Holding — Brewer, J.
- The Supreme Court affirmed the lower court, holding that (1) there was no error in refusing to transfer the law action to the equity docket; (2) the instrument was not an assignment for the benefit of creditors under Texas law but a valid chattel mortgage; (3) the jury’s verdict determined the solvency of the grantor and the validity of the instrument; and (4) it was not error to permit the testimony of counsel who testified as both creditor and attorney for creditors.
Rule
- A security instrument that is in form a mortgage and is expressly intended to secure debts constitutes a chattel mortgage rather than an assignment for the benefit of creditors, and such a mortgage supports an action at law for the value of the mortgaged property rather than an equitable accounting.
Reasoning
- The Court first explained that the action at law was properly brought as a claim by chattel-mortgagees to recover the value of goods seized and sold, and that such an action did not require an equitable accounting simply because the debtor had other security interests; any accounting would be about the partial payment of debts, which could be resolved in an action at law just as easily as in equity.
- It rejected the argument that the chattel mortgage was an assignment for the benefit of creditors, holding that the instrument, in form and in its stated purpose, was a mortgage and not a preferential assignment under Texas practice, noting that similar forms had consistently been treated as chattel mortgages by Texas courts.
- The Court emphasized that the instrument explicitly described itself as a chattel mortgage to secure the listed debts, and that the lack of an express defeasance was not fatal, since the law implies security arrangements.
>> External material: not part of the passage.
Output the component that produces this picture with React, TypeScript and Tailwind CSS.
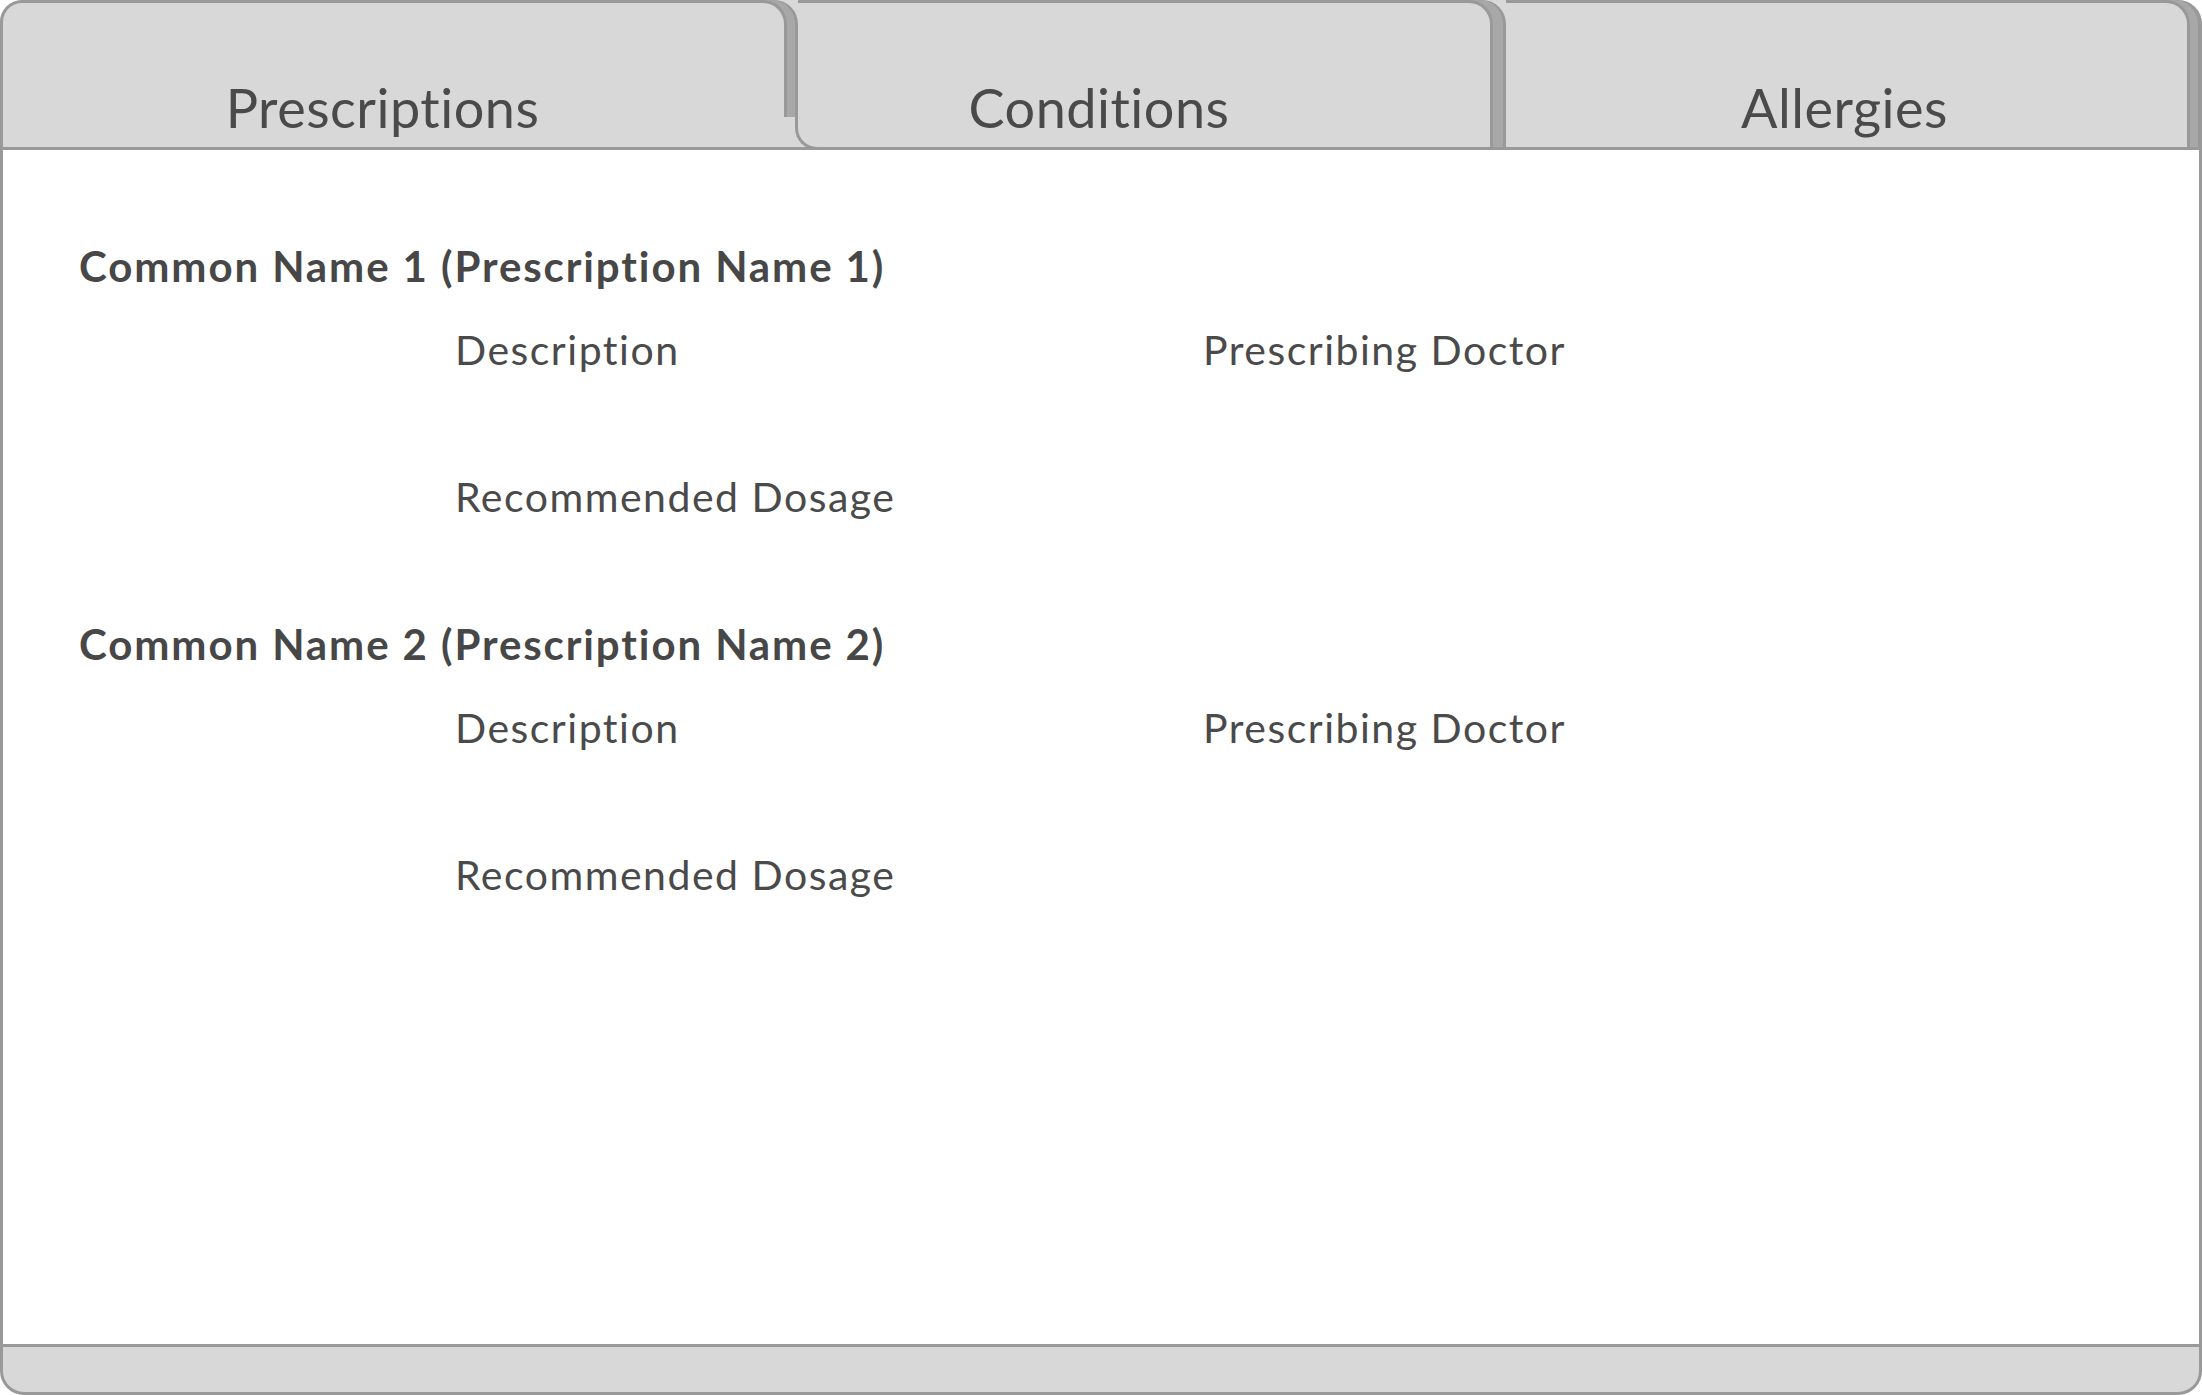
import type { ReactNode } from 'react';

const font = { fontFamily: 'Lato, "Open Sans", sans-serif' };

function Tab({ label, className, children }: { label: string; className: string; children?: ReactNode }) {
  return (
    <div className={`relative shrink-0 flex items-end justify-center pb-[12px] bg-[#d8d8d8] border-t-[3px] border-r-[3px] border-[#999999] ${className}`}>
      <span className="text-[54px] leading-none tracking-[0.5px] text-[#4a4a4a]">{label}</span>
      {children}
    </div>
  );
}

function Prescription({ name }: { name: string }) {
  return (
    <div className="flex flex-col">
      <h2 className="text-[42px] leading-none font-bold tracking-[1.9px] text-[#474747]">{name}</h2>
      <div className="ml-[376px] mt-[42px] grid grid-cols-[748px_auto] gap-y-[106px] text-[41px] leading-none tracking-[1.5px] text-[#4a4a4a]">
        <span>Description</span>
        <span>Prescribing Doctor</span>
        <span>Recommended Dosage</span>
      </div>
    </div>
  );
}

export default function App() {
  return (
    <div className="w-[2202px] h-[1395px] bg-white flex flex-col" style={font}>
      <div className="flex h-[150px] shrink-0 bg-[#d8d8d8] border-b-[3px] border-[#999999] rounded-tl-[22px] rounded-tr-[24px]">
        <Tab
          label="Prescriptions"
          className="w-[787px] pr-[22px] border-l-[3px] rounded-tl-[22px] rounded-tr-[24px] shadow-[8px_0_0_#a8a8a8,11px_0_0_#999999]"
        />
        <Tab
          label="Conditions"
          className="ml-[11px] w-[695px] pr-[90px] rounded-tr-[24px] shadow-[10px_0_0_#a8a8a8,13px_0_0_#999999]"
        >
          <div className="absolute bottom-0 left-[-19px] w-[50px] h-[30px] bg-[#d8d8d8]">
            <div className="absolute left-[16px] top-0 -bottom-[3px] w-[34px] border-l-[3px] border-b-[3px] border-[#999999] rounded-bl-[22px]" />
          </div>
        </Tab>
        <Tab
          label="Allergies"
          className="ml-[13px] w-[684px] pr-[4px] rounded-tr-[24px] shadow-[8px_0_0_#a8a8a8,12px_0_0_#999999]"
        />
      </div>

      <main className="flex-1 border-x-[3px] border-[#999999] pt-[95px] pl-[76px] flex flex-col gap-y-[106px]">
        <Prescription name="Common Name 1 (Prescription Name 1)" />
        <Prescription name="Common Name 2 (Prescription Name 2)" />
      </main>

      <div className="h-[51px] shrink-0 bg-[#d8d8d8] border-[3px] border-[#999999] rounded-b-[24px]" />
    </div>
  );
}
- It observed that the verdict showing solvency at the time of execution negated the claim that insolvency nullified the instrument, and that the jury’s findings addressed the central issues of validity and enforceability.
- The Court also noted that the record did not show error in the trial court’s charge, and that exceptions taken after trial did not empower review of the challenged instructions given or refused.
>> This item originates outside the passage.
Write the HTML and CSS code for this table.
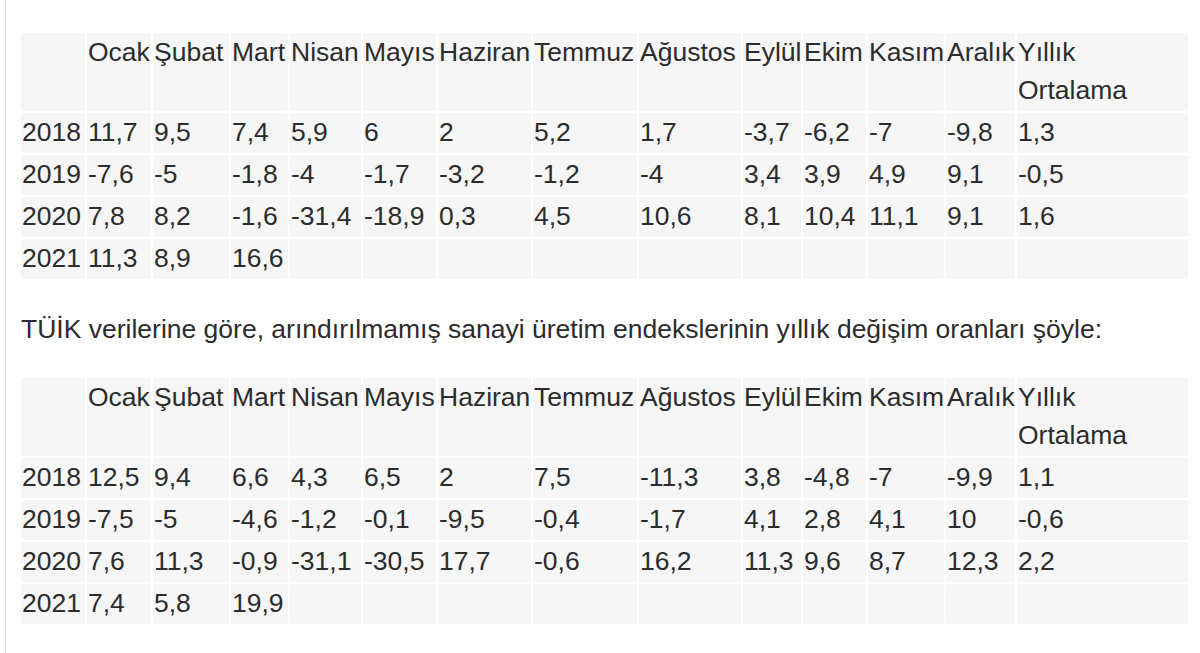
FILE: index.html
```html
<!DOCTYPE html>
<html lang="tr">
<head>
<meta charset="utf-8">
<title>Sanayi üretim endeksi</title>
<link rel="stylesheet" href="styles.css">
</head>
<body>
<div class="page">
  <table class="data">
    <thead>
      <tr><th></th><th>Ocak</th><th>Şubat</th><th>Mart</th><th>Nisan</th><th>Mayıs</th><th>Haziran</th><th>Temmuz</th><th>Ağustos</th><th>Eylül</th><th>Ekim</th><th>Kasım</th><th>Aralık</th><th>Yıllık<br>Ortalama</th></tr>
    </thead>
    <tbody>
      <tr><td>2018</td><td>11,7</td><td>9,5</td><td>7,4</td><td>5,9</td><td>6</td><td>2</td><td>5,2</td><td>1,7</td><td>-3,7</td><td>-6,2</td><td>-7</td><td>-9,8</td><td>1,3</td></tr>
      <tr><td>2019</td><td>-7,6</td><td>-5</td><td>-1,8</td><td>-4</td><td>-1,7</td><td>-3,2</td><td>-1,2</td><td>-4</td><td>3,4</td><td>3,9</td><td>4,9</td><td>9,1</td><td>-0,5</td></tr>
      <tr><td>2020</td><td>7,8</td><td>8,2</td><td>-1,6</td><td>-31,4</td><td>-18,9</td><td>0,3</td><td>4,5</td><td>10,6</td><td>8,1</td><td>10,4</td><td>11,1</td><td>9,1</td><td>1,6</td></tr>
      <tr><td>2021</td><td>11,3</td><td>8,9</td><td>16,6</td><td></td><td></td><td></td><td></td><td></td><td></td><td></td><td></td><td></td><td></td></tr>
    </tbody>
  </table>

  <p class="lead">TÜİK verilerine göre, arındırılmamış sanayi üretim endekslerinin yıllık değişim oranları şöyle:</p>

  <table class="data">
    <thead>
      <tr><th></th><th>Ocak</th><th>Şubat</th><th>Mart</th><th>Nisan</th><th>Mayıs</th><th>Haziran</th><th>Temmuz</th><th>Ağustos</th><th>Eylül</th><th>Ekim</th><th>Kasım</th><th>Aralık</th><th>Yıllık<br>Ortalama</th></tr>
    </thead>
    <tbody>
      <tr><td>2018</td><td>12,5</td><td>9,4</td><td>6,6</td><td>4,3</td><td>6,5</td><td>2</td><td>7,5</td><td>-11,3</td><td>3,8</td><td>-4,8</td><td>-7</td><td>-9,9</td><td>1,1</td></tr>
      <tr><td>2019</td><td>-7,5</td><td>-5</td><td>-4,6</td><td>-1,2</td><td>-0,1</td><td>-9,5</td><td>-0,4</td><td>-1,7</td><td>4,1</td><td>2,8</td><td>4,1</td><td>10</td><td>-0,6</td></tr>
      <tr><td>2020</td><td>7,6</td><td>11,3</td><td>-0,9</td><td>-31,1</td><td>-30,5</td><td>17,7</td><td>-0,6</td><td>16,2</td><td>11,3</td><td>9,6</td><td>8,7</td><td>12,3</td><td>2,2</td></tr>
      <tr><td>2021</td><td>7,4</td><td>5,8</td><td>19,9</td><td></td><td></td><td></td><td></td><td></td><td></td><td></td><td></td><td></td><td></td></tr>
    </tbody>
  </table>
</div>
</body>
</html>
```

FILE: styles.css
```css
html, body {
  margin: 0;
  padding: 0;
  background: #ffffff;
}

body {
  font-family: "Liberation Sans", Arial, Helvetica, sans-serif;
  color: #2c2c2c;
  font-size: 26.5px;
}

.page {
  margin-left: 5px;
  border-left: 1px solid #e6e6e6;
  padding: 31px 0 40px 13px;
  min-height: 653px;
  box-sizing: border-box;
}

.data {
  table-layout: fixed;
  border-collapse: separate;
  border-spacing: 2px;
  width: 1171px;
}

.data th,
.data td {
  box-sizing: border-box;
  background: #f6f6f6;
  border-radius: 2px;
  padding: 0 1px 2px;
  line-height: 38px;
  font-weight: normal;
  text-align: left;
  vertical-align: top;
  white-space: nowrap;
  overflow: hidden;
}

.data th:nth-child(1)  { width: 64px; }
.data th:nth-child(2)  { width: 64px; }
.data th:nth-child(3)  { width: 76px; }
.data th:nth-child(4)  { width: 57px; }
.data th:nth-child(5)  { width: 71px; }
.data th:nth-child(6)  { width: 73px; }
.data th:nth-child(7)  { width: 93px; }
.data th:nth-child(8)  { width: 104px; }
.data th:nth-child(9)  { width: 102px; }
.data th:nth-child(10) { width: 58px; }
.data th:nth-child(11) { width: 63px; }
.data th:nth-child(12) { width: 76px; }
.data th:nth-child(13) { width: 69px; }
.data th:nth-child(14) { width: 171px; }

.lead {
  margin: 29px 0 28px 2px;
  line-height: 38px;
  white-space: nowrap;
}
```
- It held that the trial court did not abuse its discretion in allowing the attorney for creditors to testify about the execution, because the other parties did not object and the testimony concerned a matter in which the attorney participated as both party and representative.
Deep Dive: How the Court Reached Its Decision
Nature of the Legal Action
The U.S. Supreme Court reasoned that the action was fundamentally a legal one because it involved recovering the value of goods that were allegedly improperly seized by the U.S. marshal. The plaintiffs, who were mortgagees of a chattel mortgage, sought recompense for the goods taken and sold by the marshal, which constituted a clear legal claim. The Court found that the legal nature of the claim did not necessitate a transfer to the equity docket. The fact that the debts secured by the chattel mortgage were also covered by a real estate mortgage and required an accounting of payments did not transform the dispute into one that required equitable relief. Matters related to partial payments and the application of proceeds from other securities could be satisfactorily addressed in a legal action, and thus, the Circuit Court correctly denied the motion to transfer the case to the equity docket.
Characterization of the Chattel Mortgage
The U.S. Supreme Court determined that the instrument in question was a chattel mortgage and not an assignment for the benefit of creditors under Texas law. The Court emphasized that the document explicitly stated its purpose as a chattel mortgage intended to secure specific debts. The instrument did not fall within the statutory definition of an assignment, which would necessitate equal treatment of all creditors. Instead, it named specific creditors and provided for the property to be sold to satisfy the specified debts. The absence of a formal condition of defeasance did not alter its nature, as the law implies such a condition in security instruments. Thus, the Court found no statutory violation, and the mortgage's form, intent, and execution aligned with chattel mortgage principles.
Instruction to the Jury and Verdict
The U.S. Supreme Court presumed that the jury was properly instructed on the relevant legal principles because the full jury charge was not part of the record, and there were no formal exceptions to it. The Court noted that the defendants did not object to the jury instructions during the trial, which indicated acceptance of the charge as given. The jury's verdict against the marshal and his sureties effectively determined the debtor's solvency and upheld the validity of the chattel mortgage. This determination was key as it countered any argument that the mortgage was void due to insolvency considerations. The Court emphasized that objections to the jury instructions raised for the first time during a motion for a new trial were procedurally improper.
Admission of Attorney Testimony
The U.S. Supreme Court upheld the trial court's decision to allow H.D. McDonald, one of the plaintiffs' attorneys, to testify about the events surrounding the execution of the chattel mortgage. The Court reasoned that McDonald was present at the meeting both as a creditor and as counsel for certain creditors, which gave him dual roles in the situation. The creditors for whom he acted as attorney did not object to his testimony, negating the typical confidentiality concerns. The Court found no error in admitting this testimony, as it related to factual circumstances surrounding the mortgage's execution and did not breach attorney-client confidentiality since there was no objection from the parties involved.
Conclusion
In conclusion, the U.S. Supreme Court affirmed the lower court's judgment, finding no reversible error in the proceedings. The Court held that the nature of the legal action did not require a transfer to the equity docket, and the chattel mortgage was correctly characterized under Texas law. The jury's verdict was deemed proper, and the lack of objections to the jury instructions reinforced their correctness. The Court also validated the admission of testimony from the attorney who was present during the mortgage's execution, given the absence of any objections from his clients. Overall, the decision upheld the trial court's handling of the legal and factual issues presented in the case.